Background: Both in-app notifications – or ‘push notifications’ – and web app notifications have been around for quite some time. In fact, the younger of the two alert categories has been around since at least 2016. Users had, at least until January of next year, been given a relatively diverse array of options for receiving notifications since those were introduced and as those types of notifications spread across Google’s services. With that said, the existence of multiple notification levels can be and often is very ‘spammy’. For example, a user could feasibly receive a notification from Calendar on mobile cropping up from Gmail, SMS, and Calendar itself all at the same time. On the surface, swiping those away isn’t necessarily problematic. However, once a Calendar begins to fill out, especially with business users or those who store all important events and other reminders in Google Calendar, it quickly becomes very annoying.

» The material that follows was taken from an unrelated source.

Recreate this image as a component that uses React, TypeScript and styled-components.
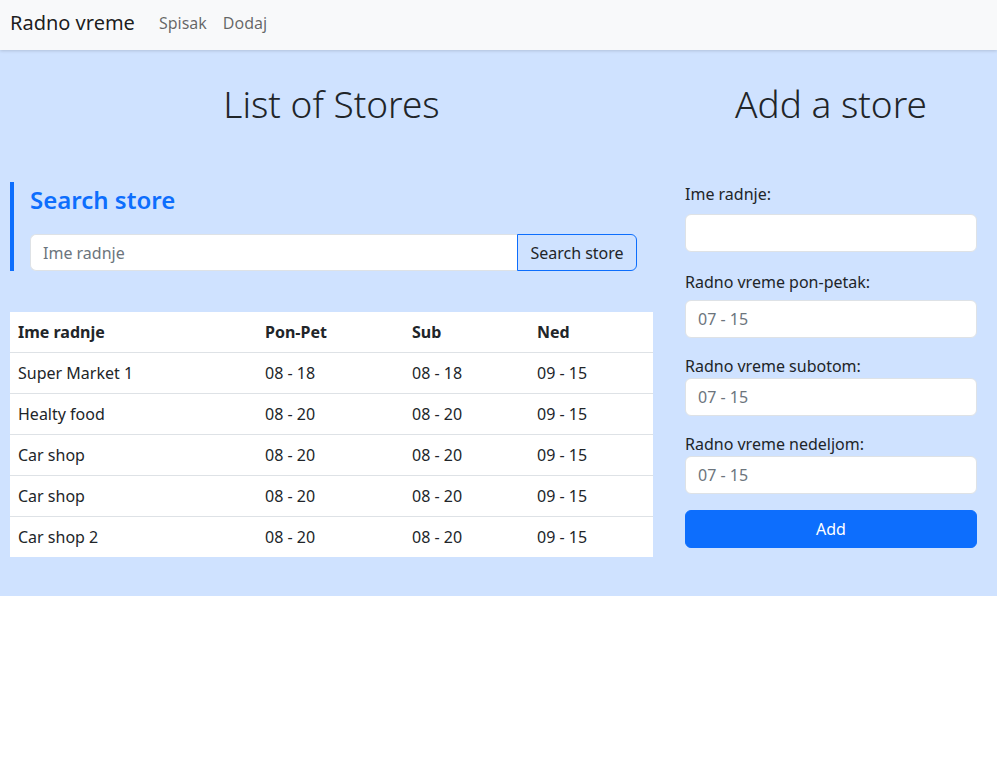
import React from 'react';
import styled, { createGlobalStyle } from 'styled-components';

const GlobalStyle = createGlobalStyle`
  * { box-sizing: border-box; }
  body {
    margin: 0;
    font-family: "Noto Sans", "Liberation Sans", sans-serif;
    font-size: 16px;
    line-height: 1.5;
    color: #212529;
    background: #fff;
  }
`;

const Navbar = styled.nav`
  height: 50px;
  background: #f8f9fa;
  display: flex;
  align-items: center;
  padding: 0 10px;
  box-shadow: 0 1px 3px rgba(0, 0, 0, 0.15);
  position: relative;
  z-index: 1;
`;

const Brand = styled.a`
  font-size: 20px;
  color: rgba(0, 0, 0, 0.9);
  text-decoration: none;
  margin-right: 16px;
  margin-top: -4px;
`;

const NavLink = styled.a`
  font-size: 16px;
  color: rgba(0, 0, 0, 0.6);
  text-decoration: none;
  padding: 0 8px;
  margin-top: -4px;
`;

const Main = styled.main`
  background: #cfe2ff;
  display: flex;
  gap: 32px;
  padding: 32px 20px 39px 10px;
`;

const Column = styled.section<{ $width: number }>`
  width: ${(p) => p.$width}px;
  flex-shrink: 0;
`;

const PageTitle = styled.h1`
  margin: 0 0 56px;
  font-size: 37px;
  font-weight: 300;
  line-height: 1.2;
  text-align: center;
  color: #212529;
`;

const SearchBlock = styled.div`
  border-left: 4px solid #0d6efd;
  padding: 4px 16px 0;
  height: 89px;
`;

const SearchTitle = styled.h4`
  margin: 0 0 19px;
  font-size: 24px;
  font-weight: 600;
  line-height: 1.2;
  color: #0d6efd;
`;

const InputGroup = styled.div`
  display: flex;
  height: 37px;
`;

const SearchInput = styled.input`
  flex: 1;
  min-width: 0;
  font: inherit;
  font-size: 16px;
  padding: 6px 12px;
  border: 1px solid #dee2e6;
  border-right: none;
  border-radius: 6px 0 0 6px;
  background: #fff;
  &::placeholder { color: #6c757d; }
`;

const SearchButton = styled.button`
  width: 120px;
  font: inherit;
  font-size: 16px;
  color: #212529;
  background: transparent;
  border: 1px solid #0d6efd;
  border-radius: 0 6px 6px 0;
  padding: 6px 12px;
`;

const Table = styled.table`
  width: 100%;
  margin-top: 41px;
  border-collapse: collapse;
  background: #fff;
`;

const Th = styled.th<{ $width: number }>`
  width: ${(p) => p.$width}px;
  text-align: left;
  font-weight: 700;
  padding: 8px;
  border-bottom: 1px solid #dee2e6;
`;

const Td = styled.td`
  padding: 8px;
  border-bottom: 1px solid #dee2e6;
`;

const Row = styled.tr`
  &:last-child td { border-bottom: none; }
`;

const Field = styled.div<{ $gap: number }>`
  display: flex;
  flex-direction: column;
  margin-bottom: ${(p) => p.$gap}px;
`;

const Label = styled.label<{ $mb: number }>`
  margin-bottom: ${(p) => p.$mb}px;
`;

const FormInput = styled.input`
  height: 38px;
  font: inherit;
  font-size: 16px;
  padding: 6px 12px;
  border: 1px solid #dee2e6;
  border-radius: 6px;
  background: #fff;
  &::placeholder { color: #6c757d; }
`;

const AddButton = styled.button`
  width: 100%;
  height: 38px;
  font: inherit;
  font-size: 16px;
  color: #fff;
  background: #0d6efd;
  border: 1px solid #0d6efd;
  border-radius: 6px;
`;

const stores = [
  { name: 'Super Market 1', week: '08 - 18', sat: '08 - 18', sun: '09 - 15' },
  { name: 'Healty food', week: '08 - 20', sat: '08 - 20', sun: '09 - 15' },
  { name: 'Car shop', week: '08 - 20', sat: '08 - 20', sun: '09 - 15' },
  { name: 'Car shop', week: '08 - 20', sat: '08 - 20', sun: '09 - 15' },
  { name: 'Car shop 2', week: '08 - 20', sat: '08 - 20', sun: '09 - 15' },
];

const fields = [
  { label: 'Ime radnje:', placeholder: '', mb: 8, gap: 18 },
  { label: 'Radno vreme pon-petak:', placeholder: '07 - 15', mb: 6, gap: 16 },
  { label: 'Radno vreme subotom:', placeholder: '07 - 15', mb: 0, gap: 16 },
  { label: 'Radno vreme nedeljom:', placeholder: '07 - 15', mb: 0, gap: 16 },
];

const App: React.FC = () => {
  return (
    <>
      <GlobalStyle />
      <Navbar>
        <Brand href="#">Radno vreme</Brand>
        <NavLink href="#">Spisak</NavLink>
        <NavLink href="#">Dodaj</NavLink>
      </Navbar>
      <Main>
        <Column $width={643}>
          <PageTitle>List of Stores</PageTitle>
          <SearchBlock>
            <SearchTitle>Search store</SearchTitle>
            <InputGroup>
              <SearchInput placeholder="Ime radnje" />
              <SearchButton>Search store</SearchButton>
            </InputGroup>
          </SearchBlock>
          <Table>
            <thead>
              <tr>
                <Th $width={247}>Ime radnje</Th>
                <Th $width={147}>Pon-Pet</Th>
                <Th $width={125}>Sub</Th>
                <Th $width={124}>Ned</Th>
              </tr>
            </thead>
            <tbody>
              {stores.map((s, i) => (
                <Row key={i}>
                  <Td>{s.name}</Td>
                  <Td>{s.week}</Td>
                  <Td>{s.sat}</Td>
                  <Td>{s.sun}</Td>
                </Row>
              ))}
            </tbody>
          </Table>
        </Column>
        <Column $width={292}>
          <PageTitle>Add a store</PageTitle>
          {fields.map((f) => (
            <Field key={f.label} $gap={f.gap}>
              <Label $mb={f.mb}>{f.label}</Label>
              <FormInput placeholder={f.placeholder} />
            </Field>
          ))}
          <AddButton>Add</AddButton>
        </Column>
      </Main>
    </>
  );
};

export default App;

That only gets worse when users need and set themselves up for multiple reminders for any given single event. A user might set four separate alerts for a meeting, for instance, to remind themselves to prepare for and then leave for that. That could set their phone off a total of 12 times and the impact of that on a user could be even worse if the notifications don’t all arrive at exactly the same time but come in seconds or a minute apart. Google has been working tirelessly over the last several months to shut down or merge services in a bid to streamline its offerings as well as to clean up the number of notifications users receive. In large part, that’s consisted of removing unnecessary alerts and those that don’t work as well as they used to. That’s something that’s extended across nearly all of its services and, in a more recent example, even includes the removal of some broken Android notifications that appeared on secondary platforms such as Google’s Chrome OS.

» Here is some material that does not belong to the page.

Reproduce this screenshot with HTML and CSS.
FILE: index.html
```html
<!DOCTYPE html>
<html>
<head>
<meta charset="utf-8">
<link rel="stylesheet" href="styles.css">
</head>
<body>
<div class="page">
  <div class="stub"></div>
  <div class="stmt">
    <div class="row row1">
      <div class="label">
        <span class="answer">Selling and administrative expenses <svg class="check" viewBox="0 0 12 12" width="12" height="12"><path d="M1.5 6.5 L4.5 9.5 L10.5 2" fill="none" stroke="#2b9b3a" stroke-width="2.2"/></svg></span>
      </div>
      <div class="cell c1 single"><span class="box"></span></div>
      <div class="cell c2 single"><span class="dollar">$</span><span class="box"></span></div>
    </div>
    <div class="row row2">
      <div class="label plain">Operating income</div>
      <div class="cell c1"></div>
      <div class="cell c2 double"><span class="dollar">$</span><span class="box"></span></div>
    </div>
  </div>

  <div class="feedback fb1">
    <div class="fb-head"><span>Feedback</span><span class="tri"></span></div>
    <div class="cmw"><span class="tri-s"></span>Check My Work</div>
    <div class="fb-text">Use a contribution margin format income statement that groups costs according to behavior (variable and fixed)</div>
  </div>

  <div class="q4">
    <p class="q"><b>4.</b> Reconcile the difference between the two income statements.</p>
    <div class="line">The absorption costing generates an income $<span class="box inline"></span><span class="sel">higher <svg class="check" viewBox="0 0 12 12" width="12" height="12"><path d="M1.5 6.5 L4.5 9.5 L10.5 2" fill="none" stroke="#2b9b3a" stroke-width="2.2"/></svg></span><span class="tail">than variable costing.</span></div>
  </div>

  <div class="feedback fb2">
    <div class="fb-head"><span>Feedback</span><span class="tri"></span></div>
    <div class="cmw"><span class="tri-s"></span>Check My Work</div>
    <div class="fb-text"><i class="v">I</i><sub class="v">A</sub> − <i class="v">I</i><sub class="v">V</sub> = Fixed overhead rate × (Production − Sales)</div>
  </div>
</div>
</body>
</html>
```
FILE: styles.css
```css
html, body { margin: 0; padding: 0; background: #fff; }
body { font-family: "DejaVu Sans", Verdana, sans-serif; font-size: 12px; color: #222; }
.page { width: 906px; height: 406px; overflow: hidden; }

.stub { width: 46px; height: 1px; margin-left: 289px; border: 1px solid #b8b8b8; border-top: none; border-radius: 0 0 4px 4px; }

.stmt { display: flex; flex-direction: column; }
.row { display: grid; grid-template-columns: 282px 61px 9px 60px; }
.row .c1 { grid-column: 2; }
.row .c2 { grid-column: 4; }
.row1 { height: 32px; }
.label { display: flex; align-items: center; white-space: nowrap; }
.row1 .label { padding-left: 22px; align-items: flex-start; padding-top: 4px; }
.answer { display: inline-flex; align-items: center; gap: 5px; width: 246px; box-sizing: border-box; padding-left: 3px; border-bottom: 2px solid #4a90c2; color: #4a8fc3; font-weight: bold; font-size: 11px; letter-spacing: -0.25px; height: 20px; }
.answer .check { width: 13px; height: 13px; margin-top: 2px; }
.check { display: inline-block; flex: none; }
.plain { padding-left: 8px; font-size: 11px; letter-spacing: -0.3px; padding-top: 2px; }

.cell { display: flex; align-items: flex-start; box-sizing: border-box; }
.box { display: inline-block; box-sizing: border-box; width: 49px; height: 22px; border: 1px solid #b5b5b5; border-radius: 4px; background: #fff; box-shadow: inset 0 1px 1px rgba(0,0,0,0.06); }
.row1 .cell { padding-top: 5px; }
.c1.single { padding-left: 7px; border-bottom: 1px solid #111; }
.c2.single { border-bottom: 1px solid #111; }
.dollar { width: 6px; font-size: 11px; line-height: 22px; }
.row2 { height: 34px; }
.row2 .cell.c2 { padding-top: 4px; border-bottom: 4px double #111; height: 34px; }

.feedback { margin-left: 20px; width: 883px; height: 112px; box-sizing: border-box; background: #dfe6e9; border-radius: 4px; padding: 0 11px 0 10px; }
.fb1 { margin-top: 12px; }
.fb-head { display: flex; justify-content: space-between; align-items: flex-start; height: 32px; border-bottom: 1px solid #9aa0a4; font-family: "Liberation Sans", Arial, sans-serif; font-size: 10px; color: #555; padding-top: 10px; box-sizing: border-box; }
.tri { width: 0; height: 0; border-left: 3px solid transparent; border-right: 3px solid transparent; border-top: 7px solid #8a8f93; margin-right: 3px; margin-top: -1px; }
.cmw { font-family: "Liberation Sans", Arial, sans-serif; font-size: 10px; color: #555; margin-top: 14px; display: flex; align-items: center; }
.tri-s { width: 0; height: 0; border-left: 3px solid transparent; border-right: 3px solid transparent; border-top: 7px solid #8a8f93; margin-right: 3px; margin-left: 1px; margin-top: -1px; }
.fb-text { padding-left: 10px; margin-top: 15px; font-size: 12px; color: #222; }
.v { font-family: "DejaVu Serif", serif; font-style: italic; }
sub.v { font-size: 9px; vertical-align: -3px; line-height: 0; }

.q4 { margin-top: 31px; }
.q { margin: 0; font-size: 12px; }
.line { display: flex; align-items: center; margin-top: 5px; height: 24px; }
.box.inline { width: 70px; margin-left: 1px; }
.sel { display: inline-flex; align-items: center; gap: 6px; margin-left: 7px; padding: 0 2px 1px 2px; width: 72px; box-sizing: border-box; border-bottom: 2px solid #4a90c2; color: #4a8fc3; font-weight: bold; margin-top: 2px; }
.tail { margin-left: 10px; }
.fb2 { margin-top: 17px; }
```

Impact: Overall, Google’s incoming January change to notifications should be useful in that it will reduce the number of times a smartphone or computer interrupt the user’s day. Going beyond the removal of somewhat frustrating ‘features’, however, it will also likely help Google move toward its Digital Wellbeing goals. Although alerts from an app like Calendar aren’t at all likely to be the most common a user sees, it is still a point of distraction that essentially forces them to look at their smartphone. With multiple incoming notifications for a single application – sometimes spread over several minutes – users are not only already looking at their device more often. Those also provide additional opportunity for the user to be put in a position to more readily delve off into other smartphone-related activities they may not otherwise engage in right at that moment. Reducing that redundancy should help curb some of that and, however small a reduction that might be, the time saved will likely add up over time.